This morning the clouds were hanging low while we were packing our bikes at the hostel. There was not only a curious little boy observing us while were fixing everything to the bikes, but also a very curious duck, that loved to bite into the rubber of our tyres.
Before we got back onto the Camino Primitivo, I still had to take a team photo because they had some coloured biked wheels leaning against the wall, which could perfectly form the symbol of the Olympic logo. And we felt very Olympic with all we had achieved as sportive action on our bikes by now. But we had no clue what would still expect us today.
We knew already from the map that we were heading towards the foothills of the Cordillera Cantabria. Passing by quiet little villages like Vilabade we discovered a beautiful Pazo and the church of Santa Maria for shelter, but we found no place for food. It got more and more lonesome and we met the last pilgrims at the Ermita de la Virgen del Carmen before we had to bike uphill into the forests. At the Alto da Vaqueriza we finally hit the road again and met some sportive bikers on their race bikes.
The clouds got lower and lower and it started to drizzle very lightly. At the village of Cádabo we entered the Bar of Mesón a Marronda to warm up with a little soup. The “Fuego” of the gambling machine didn’t really give any heat to the place. But as long as we were moving on our bikes we stayed warm. We reached 936 m altitude at the Alto da Fontaneira, where we were already in the clouds and the wind got stronger. What astonished us more and more was how empty the road was, with police on motorbikes patrolling everywhere. But we kept on biking.

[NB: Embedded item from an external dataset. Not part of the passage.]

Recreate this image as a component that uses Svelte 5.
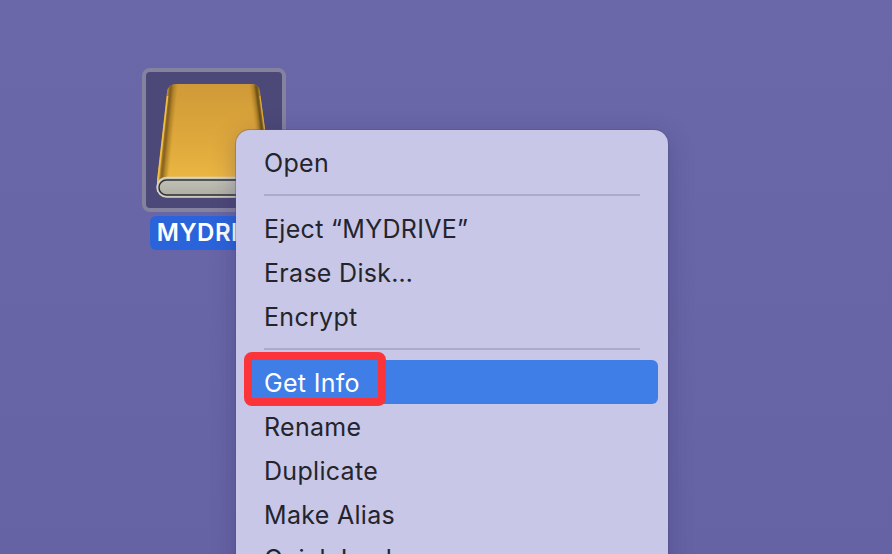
<script>
  const groups = [
    ['Open'],
    ['Eject “MYDRIVE”', 'Erase Disk…', 'Encrypt'],
    ['Get Info', 'Rename', 'Duplicate', 'Make Alias', 'Quick Look']
  ];
</script>

<div class="desktop">
  <div class="volume">
    <div class="tile">
      <svg width="136" height="136" viewBox="0 0 136 136">
        <defs>
          <linearGradient id="gold" x1="0" y1="0" x2="0" y2="1">
            <stop offset="0" stop-color="#cf9a38" />
            <stop offset="0.55" stop-color="#e0a93c" />
            <stop offset="1" stop-color="#eebb45" />
          </linearGradient>
          <linearGradient id="foot" x1="0" y1="0" x2="0" y2="1">
            <stop offset="0" stop-color="#c3c2b6" />
            <stop offset="1" stop-color="#aeada3" />
          </linearGradient>
          <clipPath id="case">
            <path d="M13 12 Q14 4 23 4 H97 Q105 4 106 12 L118 100 V112 H3 V100 Z" />
          </clipPath>
          <filter id="soft" x="-20%" y="-5%" width="140%" height="110%">
            <feGaussianBlur stdDeviation="0.9" />
          </filter>
        </defs>
        <path d="M13 12 Q14 4 23 4 H97 Q105 4 106 12 L118 100 V112 H3 V100 Z" fill="url(#gold)" />
        <!-- shaded side bands follow the slant of the case -->
        <g clip-path="url(#case)">
          <g fill="none" filter="url(#soft)">
            <path d="M20.5 4 L10.5 104" stroke="#a87a22" stroke-width="3.5" opacity="0.65" />
            <path d="M17 4 L7 104" stroke="#6b4d14" stroke-width="3.5" opacity="0.85" />
            <path d="M98.5 4 L112 104" stroke="#a87a22" stroke-width="3.5" opacity="0.65" />
            <path d="M102 4 L115 104" stroke="#55400f" stroke-width="3.5" opacity="0.9" />
          </g>
          <g fill="none">
            <path d="M13.5 16 L3.5 104" stroke="#f0c04a" stroke-width="1.6" />
            <path d="M106 16 L118 104" stroke="#d8a93f" stroke-width="1.4" />
          </g>
        </g>
        <rect x="3" y="97.5" width="117" height="19.5" rx="9.7" fill="url(#foot)" stroke="#d6d5c6" stroke-width="1.5" />
        <rect x="5" y="100" width="113" height="15" rx="7.5" fill="none" stroke="#2f2f36" stroke-width="1.4" />
      </svg>
    </div>
    <div class="label">MYDRIVE</div>
  </div>

  <div class="menu">
    {#each groups as group, i}
      {#if i > 0}
        <div class="sep" class:lower={i === 2}></div>
      {/if}
      {#each group as item}
        <div class="item" class:active={item === 'Get Info'}>{item}</div>
      {/each}
    {/each}
  </div>

  <div class="callout"></div>
</div>

<style>
  :global(body) {
    margin: 0;
  }

  .desktop {
    position: relative;
    width: 892px;
    height: 554px;
    overflow: hidden;
    background: linear-gradient(180deg, #6b68a9 0%, #6663a5 100%);
    font-family: Inter, "Liberation Sans", sans-serif;
  }

  .volume {
    position: absolute;
    left: 142px;
    top: 68px;
    width: 144px;
    display: flex;
    flex-direction: column;
    align-items: center;
    gap: 4px;
  }

  .tile {
    box-sizing: border-box;
    width: 144px;
    height: 144px;
    border: 4px solid #84829f;
    border-radius: 8px;
    background: #4c4878;
    display: flex;
    align-items: flex-start;
    justify-content: flex-start;
    padding: 8px 0 0 8px;
  }

  .tile svg {
    flex: none;
  }

  .label {
    height: 34px;
    line-height: 34px;
    padding: 0 7px;
    border-radius: 6px;
    background: #2b63db;
    color: #fff;
    font-size: 24px;
    font-weight: 600;
    letter-spacing: 0.5px;
    white-space: nowrap;
  }

  .menu {
    position: absolute;
    left: 236px;
    top: 130px;
    width: 432px;
    height: 470px;
    box-sizing: border-box;
    padding: 11px 10px 0;
    border-radius: 14px;
    background: #c8c7e8;
    box-shadow: 0 0 0 1px rgba(80, 76, 130, 0.35), 0 6px 24px rgba(40, 36, 90, 0.3);
    color: #24242c;
    font-size: 25px;
    letter-spacing: 0.3px;
  }

  .item {
    height: 44px;
    line-height: 45px;
    padding-left: 18px;
    border-radius: 6px;
    white-space: nowrap;
  }

  .item.active {
    background: #3f7ee6;
    color: #fff;
  }

  .sep {
    height: 2px;
    margin: 9px 18px 11px;
    background: #acabca;
  }

  .sep.lower {
    margin-bottom: 10px;
  }

  .sep.lower ~ .item {
    line-height: 46px;
  }

  .callout {
    position: absolute;
    left: 244px;
    top: 352px;
    width: 142px;
    height: 54px;
    box-sizing: border-box;
    border: 8px solid #fb3439;
    border-radius: 8px;
  }
</style>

After A Lastra we had to take a turn to the left and from there we had the chance to roll downhill on a winding road. But with each curve the drizzle intensified into rain and while we picked up speed the rain picked up too and turned into an intense downpour. We were drenched until we reached the next village of Paradavella, where we took shelter at a roof covered Pelota field.
We saw again police on motorbikes and a convoy of advertising cars passing by. No more normal cars were allowed on the road, but we kept biking as no one stopped us from doing so.
We even enjoyed the completely empty road of the Avenida Galicia when we reached the town of A Fonsagrada. But once we got to the centre spectators were watching on both sides of the road, and finally the Police stopped us and told us to leave the road. We wanted to know why and for how long, and they told us until “La Vuelta” would have passed.
All the people were watching us, and the youth of the village had to laugh when I took off my shoes and poured the water out. As we were no longer moving I started to get cold, but luckily the sun came back. We were actually hungry, but didn’t want to miss the bike race going by. So we waited for nearly an hour until finally the sound of a helicopter announced the arrival of the bikers. At first we saw only policemen on their motorbikes looking great in their uniform, followed by the team cars with spare bikes on the roof top and a lot of advertising. Finally the crowd started to get louder animating the bikers of the front group to give their best. Within seconds they had passed. But there were more to come and once the main field was reaching us it was like a bee swarm flying by, and within a very short matter of time all these skinny speeding bikers were zooming by at an arm’s length away from us. This field was followed by TV-teams, hundreds of team cars, more police and ambulances and finally the sanitary van.
The crowd started to move into the restaurants for lunch and we had to fight our way through with our bikes and bags to finally park them in front of the Restaurante Cantábrico. Inside the TV was showing the continuation of the race seen live from the helicopter cameras, with the bikers going downhill where we just had pedalled uphill.
Upstairs we were so happy to find a table. We could to hang up our wet clothes and warm up with some good warm vegetable soup, while the noise of the exited crowd filled the place. We were in the middle of an exciting Spanish family fiesta Saturday. What a great experience.
Our tour continued in better weather conditions over the rolling hills through a village called Fonfria, just like Fonfria at the Alto do Poio where we had been earlier, just that we were now on the Camino Primitivo and no longer on the Camino Frances.
The last pass was even higher than 1.000 m at the Alto del Acevo. Shortly after we crossed the border between Galicia and Asturias, and from there we were mostly going downhill to the pilgrims hostel at San Julián.
A beautiful rural place run by Mynhardt and Séan, who had done a great job by renovating a group of old farmhouses for the pilgrims, creating together the context of a village of their own.
As they were already fully booked, we had the privilege to stay at their private guest room in their own house. The best thing of the day was to take a hot shower and warm up again. We even had to empty our wallets and lay out each bill separately on the window sill to let them dry.
The dinner among the pilgrims was a bit different as the conversation was very much dominated by some Americans, who were sharing their experiences in such a way that you couldn’t tell whether they actually enjoyed being a pilgrim or just did the walk to have some stories to tell. A young couple from Italy was sitting opposite us. Being on the Camino was their first adventure together as a couple and they said, if this works out fine it will hold for their lives. Well we hope the best for them. There was also a couple from Valencia, and a father and son from Poland.